Mela puts both halves on the same rail. The balance you keep for your mother is the balance you spend at Tana Restaurant. The money does not have to leave the community to come back to it. It circulates — diaspora to family, diaspora to neighbor, neighbor to neighbor — on infrastructure built by the people who use it.
We do not pretend this is finished. The early version is USD only, and it works best in the metros where enough of us are already on Mela for a business to see the rail as worth printing the QR. A café on U Street will get there before a shop in a city with fewer of us. That is honest, and it is temporary.
What you can do with it today
If you already keep a Mela balance, the practical answer is short. Look for the printed square at the businesses you frequent. Scan it. Confirm. The first time you do it, the speed of it is the surprising part — there is no terminal handshake, no waiting for the network to answer.

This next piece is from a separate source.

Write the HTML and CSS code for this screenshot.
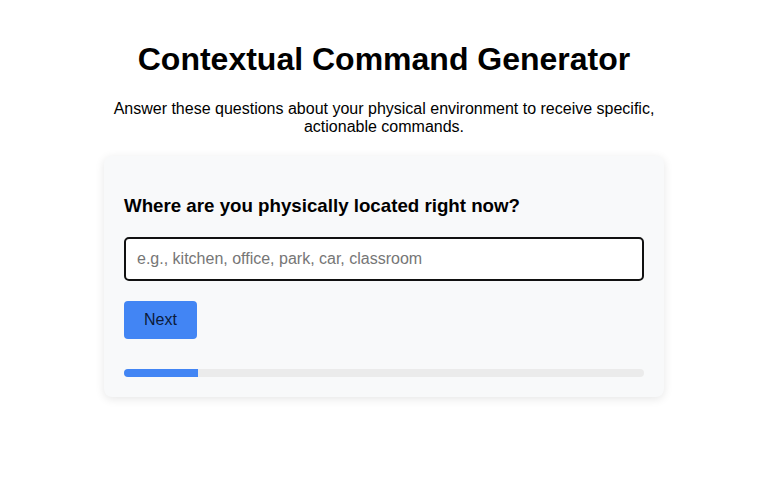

A few things to keep in mind as the network fills in:
- Not every Habesha business is on the rail yet. The ones that are will have the QR visible at the counter, and many of them will mention it when you pay.
- You pay from your balance, so it helps to keep enough in Mela for the week the way you might keep cash in your wallet.
- The same account that holds these dollars is the account you send remittance from. You are not managing two things. You are managing one.
The businesses come onto the rail one conversation at a time, in the corridors where the community is densest. The customer side — you — is what makes it worth their while. Every time you scan instead of swipe, you are telling the shop next door that the rail is real.
The square on the counter
So, back to Friday night. The owner slides the printed square across the counter, you point your phone at it, and the amount lands in her account with nothing peeled off along the way.
It is a small motion. But the dollars you just spent did not leave for a network in another state. They stayed on the block, in the hands of someone who is part of the same community you send money home to. That is the loop, closed — and it closes one scan at a time.